I really want Americans to see this — I’d love to know what they make of it. Me, the first time I watched them, I was completely floored. It’s just too weird, you know? Like, what even is this? It’s metal, no question, but it’s a curveball — and the crowd is going absolutely berserk.

That was my introduction to Broken By The Scream, and that gut-punch of disorientation never fully goes away, even after you’ve had time to process what you’re looking at. Idol group. Metalcore. Together. I get it — your first instinct is to assume somebody got the genres mixed up, that this is a novelty act coasting on the contrast. Maybe some label executive figured the intersection of two passionate fanbases equals easy money. It’s a cynical read. It’s also wrong.

Broken By The Scream are the kind of band that makes you feel slightly embarrassed for having doubted them. The screams are real. The breakdowns land. The clean melodic passages — which you might expect to feel tacked-on, a concession to the idol format — actually carry weight, and that tension between softness and aggression is doing genuine structural work rather than just providing variety.

What makes this project harder to dismiss than a lot of crossover acts is the commitment. Japan has produced idol groups doing “heavy music” before, and a lot of them treat the metal elements like set dressing: the costumes look intense, the music video lighting goes dark, and then the song is basically a pop track with distorted guitar buried somewhere in the mix. BBTS don’t do that. The metal half is treated like the metal half. Riffs actually riff. The percussion hits the way metalcore percussion is supposed to hit.

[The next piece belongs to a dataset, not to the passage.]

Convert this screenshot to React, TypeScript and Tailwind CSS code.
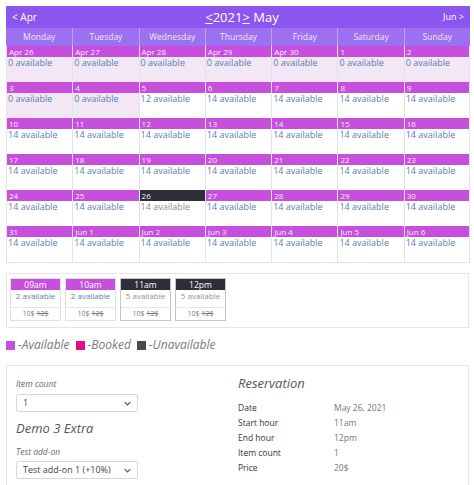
import React from 'react';

type Day = { label: string; count: number; past?: boolean; selected?: boolean };

const weeks: Day[][] = [
  [
    { label: 'Apr 26', count: 0, past: true },
    { label: 'Apr 27', count: 0, past: true },
    { label: 'Apr 28', count: 0, past: true },
    { label: 'Apr 29', count: 0, past: true },
    { label: 'Apr 30', count: 0, past: true },
    { label: '1', count: 0, past: true },
    { label: '2', count: 0, past: true },
  ],
  [
    { label: '3', count: 0, past: true },
    { label: '4', count: 0, past: true },
    { label: '5', count: 12 },
    { label: '6', count: 14 },
    { label: '7', count: 14 },
    { label: '8', count: 14 },
    { label: '9', count: 14 },
  ],
  ['10', '11', '12', '13', '14', '15', '16'].map((l) => ({ label: l, count: 14 })),
  ['17', '18', '19', '20', '21', '22', '23'].map((l) => ({ label: l, count: 14 })),
  [
    { label: '24', count: 14 },
    { label: '25', count: 14 },
    { label: '26', count: 14, selected: true },
    { label: '27', count: 14 },
    { label: '28', count: 14 },
    { label: '29', count: 14 },
    { label: '30', count: 14 },
  ],
  ['31', 'Jun 1', 'Jun 2', 'Jun 3', 'Jun 4', 'Jun 5', 'Jun 6'].map((l) => ({ label: l, count: 14 })),
];

const weekdays = ['Monday', 'Tuesday', 'Wednesday', 'Thursday', 'Friday', 'Saturday', 'Sunday'];

const slots = [
  { time: '09am', count: 2, open: true },
  { time: '10am', count: 2, open: true },
  { time: '11am', count: 5, open: false },
  { time: '12pm', count: 5, open: false },
];

const details = [
  ['Date', 'May 26, 2021'],
  ['Start hour', '11am'],
  ['End hour', '12pm'],
  ['Item count', '1'],
  ['Price', '20$'],
];

function Chevron() {
  return (
    <svg width="7" height="5" viewBox="0 0 10 6" fill="none" stroke="#555" strokeWidth="1.6">
      <path d="M1 1l4 4 4-4" />
    </svg>
  );
}

export default function App() {
  return (
    <div className="w-[474px] h-[485px] overflow-hidden bg-white px-[6px] pt-[6px] font-['Open_Sans',sans-serif]">
      {/* Calendar */}
      <div className="w-[464px] border-b border-[#e2e2e2]">
        <div className="h-[22px] bg-[#8d55ef] text-white flex items-center justify-between px-[6px]">
          <span className="text-[10px]">&lt; Apr</span>
          <span className="text-[13px] leading-none ml-[4px]">
            <span className="underline">&lt;</span>2021<span className="underline">&gt;</span> May
          </span>
          <span className="text-[9px]">Jun &gt;</span>
        </div>
        <div className="grid grid-cols-7 h-[18px] bg-[#9c70f1]">
          {weekdays.map((d, i) => (
            <div
              key={d}
              className={`flex items-center justify-center text-[8.5px] text-[#efe7fd] ${i > 0 ? 'border-l border-[#c0a4f6]' : ''}`}
            >
              {d}
            </div>
          ))}
        </div>
        {weeks.map((w, wi) => (
          <div key={wi} className="grid grid-cols-7">
            {w.map((d, di) => (
              <div
                key={di}
                className={`h-[36px] flex flex-col border-l ${di === 6 ? 'border-r' : ''} border-[#e3e3e3] ${d.past ? 'bg-[#f3e6f5]' : 'bg-white'}`}
              >
                <div
                  className={`h-[11px] leading-[11px] text-[8px] pl-[2px] text-[#fbeefd] ${d.selected ? 'bg-[#2e2d38]' : 'bg-[#c650dd]'}`}
                >
                  {d.label}
                </div>
                <div
                  className={`text-[9px] leading-[11px] pl-[1px] ${d.selected ? 'text-[#8f8f8f]' : 'text-[#5781ab]'}`}
                >
                  {d.count} available
                </div>
              </div>
            ))}
          </div>
        ))}
      </div>

      {/* Time slots */}
      <div className="mt-[10px] w-[463px] h-[55px] border border-[#e6e6e6] px-[3px] pt-[4px] flex gap-[4px]">
        {slots.map((s) => (
          <div
            key={s.time}
            className={`w-[51px] h-[43px] border flex flex-col ${s.open ? 'border-[#e0e0e0]' : 'border-[#c6c6c6]'}`}
          >
            <div
              className={`h-[11px] leading-[11px] text-center text-[8.5px] text-white ${s.open ? 'bg-[#c650dd]' : 'bg-[#2e2d38]'}`}
            >
              {s.time}
            </div>
            <div
              className={`text-center text-[8px] leading-[12px] ${s.open ? 'text-[#5781ab]' : 'text-[#8f8f8f]'}`}
            >
              {s.count} available
            </div>
            <div className="mt-auto border-t border-[#e6e6e6] h-[13px] leading-[12px] text-center text-[7px] text-[#777]">
              10$ <span className="line-through">12$</span>
            </div>
          </div>
        ))}
      </div>

      {/* Legend */}
      <div className="mt-[11px] flex items-center text-[12px] italic text-[#7a7a7a] leading-none">
        <span className="w-[9px] h-[9px] bg-[#c650dd] inline-block mr-[3px]" />
        <span className="mr-[6px]">-Available</span>
        <span className="w-[9px] h-[9px] bg-[#e50f84] inline-block mr-[3px]" />
        <span className="mr-[6px]">-Booked</span>
        <span className="w-[9px] h-[9px] bg-[#4a4a4a] inline-block mr-[3px]" />
        <span>-Unavailable</span>
      </div>

      {/* Form */}
      <div className="mt-[14px] w-[463px] h-[140px] border border-[#e6e6e6] flex pl-[9px] pt-[12px]">
        <div className="w-[222px]">
          <div className="text-[8.5px] italic text-[#666] leading-[12px]">Item count</div>
          <div className="mt-[4px] w-[122px] h-[18px] border border-[#d8d8d8] rounded-[2px] flex items-center justify-between px-[6px] text-[9px] text-[#444]">
            <span>1</span>
            <Chevron />
          </div>
          <div className="mt-[7px] text-[13px] italic text-[#555] leading-[18px]">Demo 3 Extra</div>
          <div className="mt-[9px] text-[8.5px] italic text-[#666] leading-[12px]">Test add-on</div>
          <div className="mt-[3px] w-[122px] h-[18px] border border-[#d8d8d8] rounded-[2px] flex items-center justify-between px-[6px] text-[9px] text-[#444]">
            <span>Test add-on 1 (+10%)</span>
            <Chevron />
          </div>
        </div>
        <div className="flex-1">
          <div className="text-[13px] italic text-[#555] leading-[18px] -mt-[4px]">Reservation</div>
          <div className="mt-[9px]">
            {details.map(([k, v]) => (
              <div key={k} className="flex h-[15px] items-center text-[8.5px]">
                <span className="w-[96px] text-[#333]">{k}</span>
                <span className="text-[#777]">{v}</span>
              </div>
            ))}
          </div>
        </div>
      </div>
    </div>
  );
}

Nobody is sandbagging.

Why This Specific Combination Works

The idol framework, far from being a handicap, creates something metalcore has always benefited from and rarely admits: strong vocal melody up front. Classic metalcore — your late-2000s American stuff, your Japanese acts who came up in that same tradition — often leaned on the clean-chorus moment as the emotional hinge of the whole song. BBTS have that hinge built into the DNA of the project. The group format means the melodic duties are distributed, the voices layer in ways a single frontperson can’t replicate, and the contrast when the scream hits is more violent because the sweet thing it interrupts was genuinely sweet.

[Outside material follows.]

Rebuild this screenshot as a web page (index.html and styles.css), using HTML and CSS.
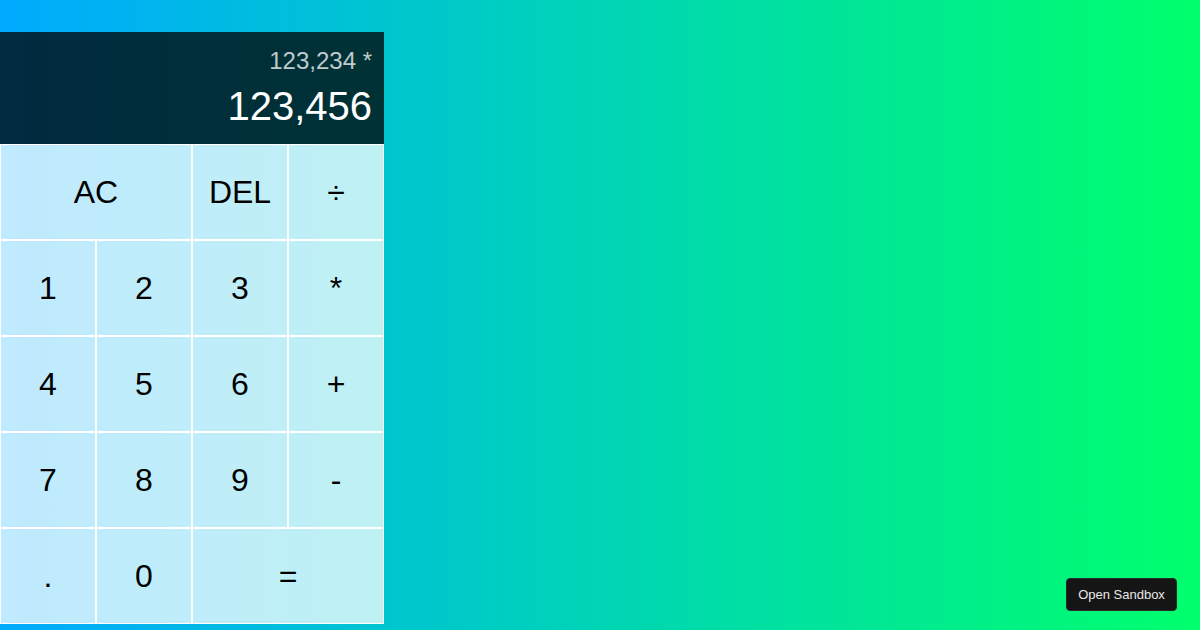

That curveball quality I mentioned — that first-watch weirdness — is actually load-bearing. It’s not a glitch in the concept, it’s the engine of it. The whiplash is the point. When the crowd goes as hard as they do, it’s partly because nobody in that room has fully agreed on what genre they’re watching, and that unresolved tension has nowhere to go but out through their bodies.

The live footage drives this home. The energy lands differently than you’d expect. This isn’t choreography-first with the music as background. The performance reads as band performance first — physical, slightly chaotic, the members actually feeling the material rather than executing a synchronized routine on top of it.

The fanbase crossover is real and kind of fascinating to watch. You see people in the crowd who are clearly there from the idol side and people who are clearly there from the metal side, and what’s interesting is neither group looks miserable. That’s not nothing. Most attempts to fuse these worlds produce a room where everybody is tolerating half the show. BBTS seem to have actually solved the problem.

If you’ve been sleeping on Japan’s idol-metal space because past encounters with it left you cold, Broken By The Scream are the argument for giving it another shot. Start with the heaviest thing you can find from them and work outward from there.